→ **WHAT IS ASKED**: Exclude the pictures, then repeat the remaining data exactly.
::: SOURCE MATERIAL :::
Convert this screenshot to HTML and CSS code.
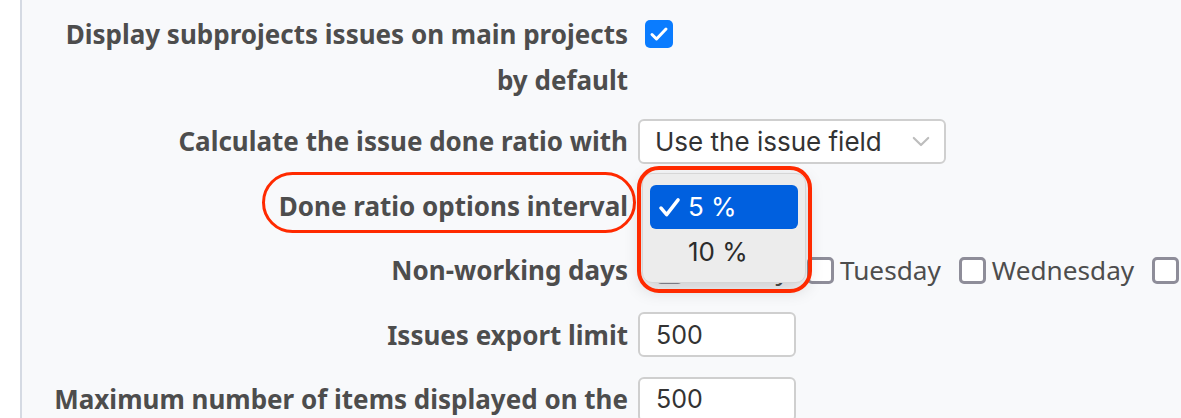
FILE: index.html
```html
<!DOCTYPE html>
<html lang="en">
<head>
  <meta charset="UTF-8" />
  <title>Settings - Issue tracking</title>
  <link rel="stylesheet" href="styles.css">
</head>
<body>

  <div class="page">
    <div class="settings">

      <!-- Subprojects -->
      <div class="row row-tall">
        <label class="label">Display subprojects issues on main projects by default</label>
        <div class="control">
          <span class="check checked">
            <svg viewBox="0 0 28 28" width="28" height="28"><path d="M7 14.5l4.5 4.5L21 9" fill="none" stroke="#fff" stroke-width="3" stroke-linecap="round" stroke-linejoin="round"/></svg>
          </span>
        </div>
      </div>

      <!-- Done ratio -->
      <div class="row">
        <label class="label">Calculate the issue done ratio with</label>
        <div class="control">
          <div class="select">
            <span>Use the issue field</span>
            <svg viewBox="0 0 20 12" width="18" height="11"><path d="M2 2l8 8 8-8" fill="none" stroke="#bdbdbd" stroke-width="2.4" stroke-linecap="round" stroke-linejoin="round"/></svg>
          </div>
        </div>
      </div>

      <!-- Interval (open dropdown) -->
      <div class="row">
        <span class="mark-label"></span>
        <label class="label">Done ratio options interval</label>
        <div class="control">
          <div class="popup">
            <div class="option selected">
              <svg class="tick" viewBox="0 0 24 22" width="23" height="21"><path d="M3 11.5l6 7L21 3" fill="none" stroke="#fff" stroke-width="3.6" stroke-linecap="round" stroke-linejoin="round"/></svg>
              5 %
            </div>
            <div class="option">10 %</div>
          </div>
          <span class="mark-popup"></span>
        </div>
      </div>

      <!-- Non-working days -->
      <div class="row">
        <label class="label">Non-working days</label>
        <div class="control days">
          <span class="day"><span class="check"></span>Monday</span>
          <span class="day"><span class="check"></span>Tuesday</span>
          <span class="day"><span class="check"></span>Wednesday</span>
          <span class="day"><span class="check"></span></span>
        </div>
      </div>

      <!-- Export limit -->
      <div class="row">
        <label class="label">Issues export limit</label>
        <div class="control"><div class="input">500</div></div>
      </div>

      <div class="row">
        <label class="label">Maximum number of items displayed on the</label>
        <div class="control"><div class="input">500</div></div>
      </div>

    </div>
  </div>

</body>
</html>
```

FILE: styles.css
```css
* {
  margin: 0;
  padding: 0;
  box-sizing: border-box;
}

body {
  background: #fff;
  font-family: 'Noto Sans', sans-serif;
  color: #4d4d4d;
  overflow: hidden;
}

.page {
  margin-left: 20px;
  border-left: 2px solid #d5dae3;
  background: #f8f9fb;
  height: 418px;
  overflow: hidden;
}

.settings {
  padding-top: 11px;
}

/* Rows */
.row {
  position: relative;
  display: grid;
  grid-template-columns: 606px 1fr;
  column-gap: 10px;
  align-items: center;
  height: 64.5px;
}

.row-tall {
  align-items: start;
  height: 98px;
}

.label {
  padding-left: 28px;
  text-align: right;
  font-weight: 700;
  font-size: 26px;
  line-height: 46px;
}

.control {
  position: relative;
  display: flex;
  align-items: center;
}

.row-tall .control {
  height: 46px;
  padding-left: 7px;
}

/* Checkboxes */
.check {
  display: inline-flex;
  width: 27px;
  height: 27px;
  border: 3px solid #8e8d99;
  border-radius: 5px;
  background: #fff;
  flex-shrink: 0;
}

.check.checked {
  width: 28px;
  height: 28px;
  border: none;
  background: #0a7cff;
}

.days {
  white-space: nowrap;
  overflow: hidden;
}

.day {
  display: inline-flex;
  align-items: center;
  gap: 6px;
  margin-left: 18px;
  font-size: 26.2px;
}

/* Select and inputs */
.select {
  display: flex;
  align-items: center;
  justify-content: space-between;
  width: 308px;
  height: 45px;
  padding: 0 14px 0 15px;
  background: #fff;
  border: 2px solid #cfcfcf;
  border-radius: 6px;
  font-family: Inter, sans-serif;
  font-size: 26px;
  color: #333;
}

.input {
  display: flex;
  align-items: center;
  width: 158px;
  height: 45px;
  padding-left: 16px;
  background: #fff;
  border: 2px solid #cfcfcf;
  border-radius: 6px;
  font-family: Inter, sans-serif;
  font-size: 25px;
  color: #333;
}

/* Open dropdown */
.popup {
  position: absolute;
  left: 4px;
  top: -33px;
  width: 164px;
  height: 110px;
  padding: 11px 7px;
  background: #ececec;
  border: 1px solid #d6d6d6;
  border-radius: 10px;
  box-shadow: 0 6px 18px rgba(0, 0, 0, 0.18);
  z-index: 2;
  font-family: Inter, sans-serif;
  font-size: 26px;
  color: #2b2b2b;
}

.option {
  position: relative;
  display: flex;
  align-items: center;
  height: 44px;
  padding-left: 38px;
  margin-bottom: 1px;
}

.option.selected {
  background: #0060df;
  border-radius: 6px;
  color: #fff;
}

.tick {
  position: absolute;
  left: 8px;
  top: 12px;
}

/* Annotation highlights */
.mark-label {
  position: absolute;
  left: 240px;
  top: -2px;
  width: 374px;
  height: 61px;
  border: 3px solid #ff2a00;
  border-radius: 31px;
}

.mark-popup {
  position: absolute;
  left: -1px;
  top: -40px;
  width: 175px;
  height: 127px;
  border: 4px solid #ff2a00;
  border-radius: 22px;
  z-index: 3;
}
```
:::
→ **SOLUTION TO THE PROBLEM**:
Convert this screenshot to HTML and CSS code.
FILE: index.html
```html
<!DOCTYPE html>
<html lang="en">
<head>
  <meta charset="UTF-8" />
  <title>Settings - Issue tracking</title>
  <link rel="stylesheet" href="styles.css">
</head>
<body>

  <div class="page">
    <div class="settings">

      <!-- Subprojects -->
      <div class="row row-tall">
        <label class="label">Display subprojects issues on main projects by default</label>
        <div class="control">
          <span class="check checked">
            <svg viewBox="0 0 28 28" width="28" height="28"><path d="M7 14.5l4.5 4.5L21 9" fill="none" stroke="#fff" stroke-width="3" stroke-linecap="round" stroke-linejoin="round"/></svg>
          </span>
        </div>
      </div>

      <!-- Done ratio -->
      <div class="row">
        <label class="label">Calculate the issue done ratio with</label>
        <div class="control">
          <div class="select">
            <span>Use the issue field</span>
            <svg viewBox="0 0 20 12" width="18" height="11"><path d="M2 2l8 8 8-8" fill="none" stroke="#bdbdbd" stroke-width="2.4" stroke-linecap="round" stroke-linejoin="round"/></svg>
          </div>
        </div>
      </div>

      <!-- Interval (open dropdown) -->
      <div class="row">
        <span class="mark-label"></span>
        <label class="label">Done ratio options interval</label>
        <div class="control">
          <div class="popup">
            <div class="option selected">
              <svg class="tick" viewBox="0 0 24 22" width="23" height="21"><path d="M3 11.5l6 7L21 3" fill="none" stroke="#fff" stroke-width="3.6" stroke-linecap="round" stroke-linejoin="round"/></svg>
              5 %
            </div>
            <div class="option">10 %</div>
          </div>
          <span class="mark-popup"></span>
        </div>
      </div>

      <!-- Non-working days -->
      <div class="row">
        <label class="label">Non-working days</label>
        <div class="control days">
          <span class="day"><span class="check"></span>Monday</span>
          <span class="day"><span class="check"></span>Tuesday</span>
          <span class="day"><span class="check"></span>Wednesday</span>
          <span class="day"><span class="check"></span></span>
        </div>
      </div>

      <!-- Export limit -->
      <div class="row">
        <label class="label">Issues export limit</label>
        <div class="control"><div class="input">500</div></div>
      </div>

      <div class="row">
        <label class="label">Maximum number of items displayed on the</label>
        <div class="control"><div class="input">500</div></div>
      </div>

    </div>
  </div>

</body>
</html>
```

FILE: styles.css
```css
* {
  margin: 0;
  padding: 0;
  box-sizing: border-box;
}

body {
  background: #fff;
  font-family: 'Noto Sans', sans-serif;
  color: #4d4d4d;
  overflow: hidden;
}

.page {
  margin-left: 20px;
  border-left: 2px solid #d5dae3;
  background: #f8f9fb;
  height: 418px;
  overflow: hidden;
}

.settings {
  padding-top: 11px;
}

/* Rows */
.row {
  position: relative;
  display: grid;
  grid-template-columns: 606px 1fr;
  column-gap: 10px;
  align-items: center;
  height: 64.5px;
}

.row-tall {
  align-items: start;
  height: 98px;
}

.label {
  padding-left: 28px;
  text-align: right;
  font-weight: 700;
  font-size: 26px;
  line-height: 46px;
}

.control {
  position: relative;
  display: flex;
  align-items: center;
}

.row-tall .control {
  height: 46px;
  padding-left: 7px;
}

/* Checkboxes */
.check {
  display: inline-flex;
  width: 27px;
  height: 27px;
  border: 3px solid #8e8d99;
  border-radius: 5px;
  background: #fff;
  flex-shrink: 0;
}

.check.checked {
  width: 28px;
  height: 28px;
  border: none;
  background: #0a7cff;
}

.days {
  white-space: nowrap;
  overflow: hidden;
}

.day {
  display: inline-flex;
  align-items: center;
  gap: 6px;
  margin-left: 18px;
  font-size: 26.2px;
}

/* Select and inputs */
.select {
  display: flex;
  align-items: center;
  justify-content: space-between;
  width: 308px;
  height: 45px;
  padding: 0 14px 0 15px;
  background: #fff;
  border: 2px solid #cfcfcf;
  border-radius: 6px;
  font-family: Inter, sans-serif;
  font-size: 26px;
  color: #333;
}

.input {
  display: flex;
  align-items: center;
  width: 158px;
  height: 45px;
  padding-left: 16px;
  background: #fff;
  border: 2px solid #cfcfcf;
  border-radius: 6px;
  font-family: Inter, sans-serif;
  font-size: 25px;
  color: #333;
}

/* Open dropdown */
.popup {
  position: absolute;
  left: 4px;
  top: -33px;
  width: 164px;
  height: 110px;
  padding: 11px 7px;
  background: #ececec;
  border: 1px solid #d6d6d6;
  border-radius: 10px;
  box-shadow: 0 6px 18px rgba(0, 0, 0, 0.18);
  z-index: 2;
  font-family: Inter, sans-serif;
  font-size: 26px;
  color: #2b2b2b;
}

.option {
  position: relative;
  display: flex;
  align-items: center;
  height: 44px;
  padding-left: 38px;
  margin-bottom: 1px;
}

.option.selected {
  background: #0060df;
  border-radius: 6px;
  color: #fff;
}

.tick {
  position: absolute;
  left: 8px;
  top: 12px;
}

/* Annotation highlights */
.mark-label {
  position: absolute;
  left: 240px;
  top: -2px;
  width: 374px;
  height: 61px;
  border: 3px solid #ff2a00;
  border-radius: 31px;
}

.mark-popup {
  position: absolute;
  left: -1px;
  top: -40px;
  width: 175px;
  height: 127px;
  border: 4px solid #ff2a00;
  border-radius: 22px;
  z-index: 3;
}
```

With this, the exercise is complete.